I. THE WOMEN WATCHING THE CROSS. There seems to have been quite a little company of them, and we know that Mary, our Lord's mother, was one of them. Custom made them keep together, and stand a little apart from the men: but they were not far off, not out of the sound of our Lord's voice, and they could see everything. But what must that sight have been to them? Suffering is sacred to woman; a son's suffering is an infinite woe to a mother. Not a dry eye; and oh! what heaving breasts!

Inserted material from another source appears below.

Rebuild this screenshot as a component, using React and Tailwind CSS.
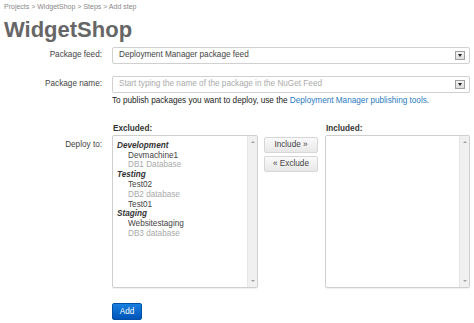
import { Fragment } from 'react';

const font = { fontFamily: '"Liberation Sans", Arial, sans-serif' };

const groups = [
  { name: 'Development', items: [['Devmachine1', true], ['DB1 Database', false]] },
  { name: 'Testing', items: [['Test02', true], ['DB2 database', false], ['Test01', true]] },
  { name: 'Staging', items: [['Websitestaging', true], ['DB3 database', false]] },
];

function DropArrow() {
  return (
    <div className="w-[10px] h-[9px] border border-[#a0a0a0] bg-gradient-to-b from-[#f4f4f4] to-[#dcdcdc] flex items-center justify-center">
      <div className="w-0 h-0 border-l-[2.5px] border-r-[2.5px] border-t-[3px] border-l-transparent border-r-transparent border-t-[#222]" />
    </div>
  );
}

function Scrollbar() {
  return (
    <div className="w-[10px] bg-[#f0f0f0] border-l border-[#e6e6e6] flex flex-col justify-between items-center py-[5px]">
      <div className="w-0 h-0 border-l-[2px] border-r-[2px] border-b-[2px] border-l-transparent border-r-transparent border-b-[#a0a0a0]" />
      <div className="w-0 h-0 border-l-[2px] border-r-[2px] border-t-[2px] border-l-transparent border-r-transparent border-t-[#a0a0a0]" />
    </div>
  );
}

function ListBox({ children }) {
  return (
    <div className="h-[153px] border border-[#cfcfcf] rounded-[2px] bg-white flex shadow-[0_1px_1px_rgba(0,0,0,0.06)]">
      <div className="flex-1 pt-[5px] pl-[4px] text-[8.2px] leading-[9.8px]">{children}</div>
      <Scrollbar />
    </div>
  );
}

export default function App() {
  return (
    <div className="w-[474px] h-[323px] bg-white text-[#333] overflow-hidden" style={font}>
      <div className="pl-[4px] pt-[2px] text-[7px] text-[#888]">Projects &gt; WidgetShop &gt; Steps &gt; Add step</div>
      <h1 className="pl-[4px] mt-[4px] text-[22px] leading-[25px] font-bold text-[#666]">WidgetShop</h1>

      <div className="mt-[5px] flex items-center">
        <label className="w-[102px] text-right text-[8.2px] text-[#444]">Package feed:</label>
        <div className="ml-[10px] w-[358px] h-[17px] border border-[#d0d0d0] rounded-[2px] flex items-center justify-between pl-[6px] pr-[4px] text-[8.2px] text-[#444]">
          <span>Deployment Manager package feed</span>
          <DropArrow />
        </div>
      </div>

      <div className="mt-[12px] flex items-center">
        <label className="w-[102px] text-right text-[8.2px] text-[#444]">Package name:</label>
        <div className="ml-[10px] w-[358px] h-[17px] border border-[#d0d0d0] rounded-[2px] flex items-center justify-between pl-[6px] pr-[4px] text-[8.2px] text-[#aaa]">
          <span>Start typing the name of the package in the NuGet Feed</span>
          <DropArrow />
        </div>
      </div>
      <div className="ml-[112px] mt-[2px] text-[8.2px] text-[#222]">
        To publish packages you want to deploy, use the{' '}
        <span className="text-[#2a7ac0]">Deployment Manager publishing tools.</span>
      </div>

      <div className="mt-[16px] flex">
        <label className="w-[102px] text-right text-[8.2px] text-[#444] pt-[16px]">Deploy to:</label>
        <div className="ml-[10px] w-[146px]">
          <div className="pl-[1px] text-[8.2px] font-bold text-[#333] h-[12px]">Excluded:</div>
          <ListBox>
            {groups.map((g) => (
              <Fragment key={g.name}>
                <div className="font-bold italic text-[#333]">{g.name}</div>
                {g.items.map(([n, active]) => (
                  <div key={n} className={`pl-[11px] ${active ? 'text-[#444]' : 'text-[#aaa]'}`}>{n}</div>
                ))}
              </Fragment>
            ))}
          </ListBox>
        </div>
        <div className="ml-[6px] pt-[14px] flex flex-col gap-[3px]">
          <button className="w-[54px] h-[16px] border border-[#d6d6d6] rounded-[2px] bg-gradient-to-b from-[#fafafa] to-[#e8e8e8] text-[8.2px] text-[#444]">Include »</button>
          <button className="w-[54px] h-[16px] border border-[#d6d6d6] rounded-[2px] bg-gradient-to-b from-[#fafafa] to-[#e8e8e8] text-[8.2px] text-[#444]">« Exclude</button>
        </div>
        <div className="ml-[7px] w-[145px]">
          <div className="pl-[1px] text-[8.2px] font-bold text-[#333] h-[12px]">Included:</div>
          <ListBox />
        </div>
      </div>

      <div className="ml-[112px] mt-[9px]">
        <button className="w-[30px] h-[17px] rounded-[2px] bg-gradient-to-b from-[#1a80e0] to-[#0054b8] border border-[#0050a8] text-white text-[8.2px]">Add</button>
      </div>
    </div>
  );
}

II. THE WOMEN WATCHING THE GRAVE. Only two of them now. When the last sigh came from that cross John tenderly upheld the fainting mother, and bore her away, some of the women going with them to help in tending her. Two of them felt as if they could not go. We know those two. They were Mary Magdalene and Mary of Bethany. They watched the taking down.. They followed, as loving mourners, the sad procession. They saw the men carry the body into the tomb, come out, roll the stone to the door, and go away. But they were fascinated. They sat down over against the sepulchre; they waited until the gathering shadows and the cold night winds drove them to seek shelter. Dear women! Their love was helpless: it could do nothing for its loved One. Oh, say not so! Love does everything for its loved one, when it loves on through all woe, faithful, true, self-denying, unto the very end.—R.T.